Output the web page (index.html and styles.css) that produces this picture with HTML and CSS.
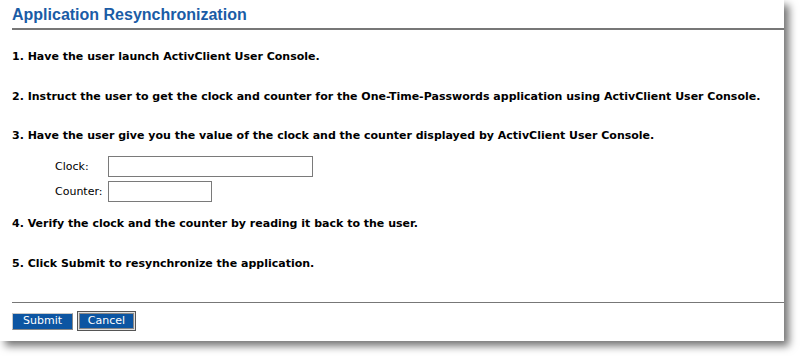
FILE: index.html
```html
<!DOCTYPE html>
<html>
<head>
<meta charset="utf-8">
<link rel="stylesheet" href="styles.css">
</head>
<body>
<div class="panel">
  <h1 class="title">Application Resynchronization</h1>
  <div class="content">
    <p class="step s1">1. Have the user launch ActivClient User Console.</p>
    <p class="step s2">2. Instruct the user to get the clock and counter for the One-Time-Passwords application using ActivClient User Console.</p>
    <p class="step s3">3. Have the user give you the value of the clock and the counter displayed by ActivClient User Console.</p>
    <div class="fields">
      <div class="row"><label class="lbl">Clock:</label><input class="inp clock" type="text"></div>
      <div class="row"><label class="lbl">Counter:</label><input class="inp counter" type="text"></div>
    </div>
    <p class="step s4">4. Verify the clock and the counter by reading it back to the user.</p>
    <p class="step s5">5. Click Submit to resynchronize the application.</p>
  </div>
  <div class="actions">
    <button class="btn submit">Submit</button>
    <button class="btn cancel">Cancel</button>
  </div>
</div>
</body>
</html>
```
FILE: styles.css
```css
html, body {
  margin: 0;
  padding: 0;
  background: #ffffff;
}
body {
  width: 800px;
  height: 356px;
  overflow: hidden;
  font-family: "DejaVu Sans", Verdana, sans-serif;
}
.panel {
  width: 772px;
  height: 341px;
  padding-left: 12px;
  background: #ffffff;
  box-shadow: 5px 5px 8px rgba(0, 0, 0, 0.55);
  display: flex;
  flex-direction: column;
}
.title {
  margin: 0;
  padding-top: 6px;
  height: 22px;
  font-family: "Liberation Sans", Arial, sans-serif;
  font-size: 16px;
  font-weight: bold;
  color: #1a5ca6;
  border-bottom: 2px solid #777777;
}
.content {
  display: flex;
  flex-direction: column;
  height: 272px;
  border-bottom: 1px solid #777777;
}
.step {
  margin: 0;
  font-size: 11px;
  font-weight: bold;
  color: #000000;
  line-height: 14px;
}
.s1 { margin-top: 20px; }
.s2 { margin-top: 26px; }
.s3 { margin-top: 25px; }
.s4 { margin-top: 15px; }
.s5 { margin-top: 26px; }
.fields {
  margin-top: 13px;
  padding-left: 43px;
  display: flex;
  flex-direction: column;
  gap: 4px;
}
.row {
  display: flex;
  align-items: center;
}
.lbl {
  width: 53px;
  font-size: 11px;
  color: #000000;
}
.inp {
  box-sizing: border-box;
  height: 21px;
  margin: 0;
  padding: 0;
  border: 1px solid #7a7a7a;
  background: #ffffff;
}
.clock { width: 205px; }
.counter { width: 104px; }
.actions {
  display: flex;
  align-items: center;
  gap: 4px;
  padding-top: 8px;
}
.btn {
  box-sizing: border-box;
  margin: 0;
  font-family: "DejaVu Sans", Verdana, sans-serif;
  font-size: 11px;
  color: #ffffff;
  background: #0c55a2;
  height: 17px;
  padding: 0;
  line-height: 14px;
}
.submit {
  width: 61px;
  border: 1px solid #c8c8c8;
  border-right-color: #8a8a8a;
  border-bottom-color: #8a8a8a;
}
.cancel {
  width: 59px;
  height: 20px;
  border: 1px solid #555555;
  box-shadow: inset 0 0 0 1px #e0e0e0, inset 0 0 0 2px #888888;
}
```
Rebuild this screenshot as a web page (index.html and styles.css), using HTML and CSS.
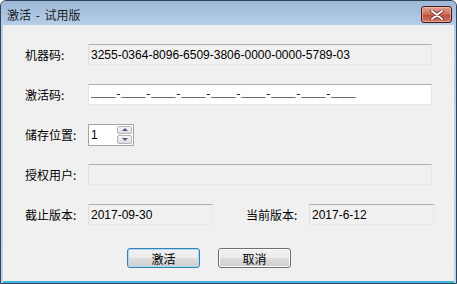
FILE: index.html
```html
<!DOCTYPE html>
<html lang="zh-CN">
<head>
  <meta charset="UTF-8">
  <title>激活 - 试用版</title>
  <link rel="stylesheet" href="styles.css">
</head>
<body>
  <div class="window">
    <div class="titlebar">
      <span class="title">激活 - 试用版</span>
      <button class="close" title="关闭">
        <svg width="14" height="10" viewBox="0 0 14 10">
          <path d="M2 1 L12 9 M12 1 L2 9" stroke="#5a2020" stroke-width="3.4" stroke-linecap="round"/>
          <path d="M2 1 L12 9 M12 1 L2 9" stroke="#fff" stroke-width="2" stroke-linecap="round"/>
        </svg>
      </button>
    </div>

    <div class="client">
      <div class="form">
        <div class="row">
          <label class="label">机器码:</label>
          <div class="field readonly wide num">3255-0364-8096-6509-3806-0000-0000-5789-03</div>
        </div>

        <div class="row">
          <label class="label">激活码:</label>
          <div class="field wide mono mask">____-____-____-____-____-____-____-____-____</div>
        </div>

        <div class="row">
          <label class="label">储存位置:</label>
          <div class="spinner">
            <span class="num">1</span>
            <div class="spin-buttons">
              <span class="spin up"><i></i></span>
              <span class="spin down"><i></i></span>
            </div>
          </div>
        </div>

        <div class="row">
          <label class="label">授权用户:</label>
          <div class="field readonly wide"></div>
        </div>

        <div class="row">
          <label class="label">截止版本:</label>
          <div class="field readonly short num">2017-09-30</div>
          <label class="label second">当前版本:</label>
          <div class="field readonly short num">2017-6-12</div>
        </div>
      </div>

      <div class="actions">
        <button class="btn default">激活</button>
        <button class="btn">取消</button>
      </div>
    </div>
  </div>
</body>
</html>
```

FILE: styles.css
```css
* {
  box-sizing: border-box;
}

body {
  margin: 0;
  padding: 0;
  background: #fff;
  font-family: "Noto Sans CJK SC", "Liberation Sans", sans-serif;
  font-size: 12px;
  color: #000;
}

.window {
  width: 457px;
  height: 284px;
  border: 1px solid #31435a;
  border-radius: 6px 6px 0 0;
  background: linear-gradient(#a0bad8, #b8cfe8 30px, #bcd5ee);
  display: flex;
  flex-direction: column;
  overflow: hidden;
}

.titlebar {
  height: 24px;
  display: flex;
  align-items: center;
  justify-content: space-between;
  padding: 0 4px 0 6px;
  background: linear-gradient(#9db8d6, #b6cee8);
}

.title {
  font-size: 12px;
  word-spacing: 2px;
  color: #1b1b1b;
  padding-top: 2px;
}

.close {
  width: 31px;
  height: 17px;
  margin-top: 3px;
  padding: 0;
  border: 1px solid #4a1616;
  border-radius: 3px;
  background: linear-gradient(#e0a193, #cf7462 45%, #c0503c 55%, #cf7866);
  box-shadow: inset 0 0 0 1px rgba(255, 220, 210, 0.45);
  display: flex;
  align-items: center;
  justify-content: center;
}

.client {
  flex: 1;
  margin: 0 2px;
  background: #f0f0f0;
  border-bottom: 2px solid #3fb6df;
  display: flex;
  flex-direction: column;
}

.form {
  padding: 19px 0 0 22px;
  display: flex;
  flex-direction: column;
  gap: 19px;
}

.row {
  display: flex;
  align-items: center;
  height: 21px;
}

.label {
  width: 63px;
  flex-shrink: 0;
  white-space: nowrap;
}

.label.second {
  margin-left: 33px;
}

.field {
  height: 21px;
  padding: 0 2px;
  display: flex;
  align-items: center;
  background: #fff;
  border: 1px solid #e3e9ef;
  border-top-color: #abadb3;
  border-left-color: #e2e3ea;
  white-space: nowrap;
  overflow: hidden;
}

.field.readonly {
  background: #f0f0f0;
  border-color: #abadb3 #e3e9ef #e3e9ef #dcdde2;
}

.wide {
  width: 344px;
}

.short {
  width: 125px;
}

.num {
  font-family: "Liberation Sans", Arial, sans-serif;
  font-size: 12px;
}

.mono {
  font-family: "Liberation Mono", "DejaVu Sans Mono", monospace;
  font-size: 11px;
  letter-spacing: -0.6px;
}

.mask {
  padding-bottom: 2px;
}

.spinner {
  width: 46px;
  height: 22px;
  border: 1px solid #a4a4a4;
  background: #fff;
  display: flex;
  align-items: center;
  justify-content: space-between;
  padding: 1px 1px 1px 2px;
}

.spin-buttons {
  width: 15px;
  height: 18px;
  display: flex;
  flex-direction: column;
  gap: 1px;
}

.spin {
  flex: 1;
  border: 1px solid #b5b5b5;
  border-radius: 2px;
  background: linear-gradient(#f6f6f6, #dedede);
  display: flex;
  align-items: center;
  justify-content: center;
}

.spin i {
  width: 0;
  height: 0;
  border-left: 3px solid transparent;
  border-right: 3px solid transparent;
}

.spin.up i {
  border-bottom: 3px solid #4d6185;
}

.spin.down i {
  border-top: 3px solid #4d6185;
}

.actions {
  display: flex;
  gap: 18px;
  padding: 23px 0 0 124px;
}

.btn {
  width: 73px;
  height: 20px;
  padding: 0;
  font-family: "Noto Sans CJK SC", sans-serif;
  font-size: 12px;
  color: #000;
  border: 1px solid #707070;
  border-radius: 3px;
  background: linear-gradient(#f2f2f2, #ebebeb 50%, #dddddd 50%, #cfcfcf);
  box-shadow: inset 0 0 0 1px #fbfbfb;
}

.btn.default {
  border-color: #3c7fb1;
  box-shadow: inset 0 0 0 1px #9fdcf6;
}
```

------------------------

| EXERCISE DESCRIPTION |
Copy down every line of the material above that includes the string "using".

| RESULT |
    <p class="step s2">2. Instruct the user to get the clock and counter for the One-Time-Passwords application using ActivClient User Console.</p>
Rebuild this screenshot as a web page (index.html and styles.css), using HTML and CSS.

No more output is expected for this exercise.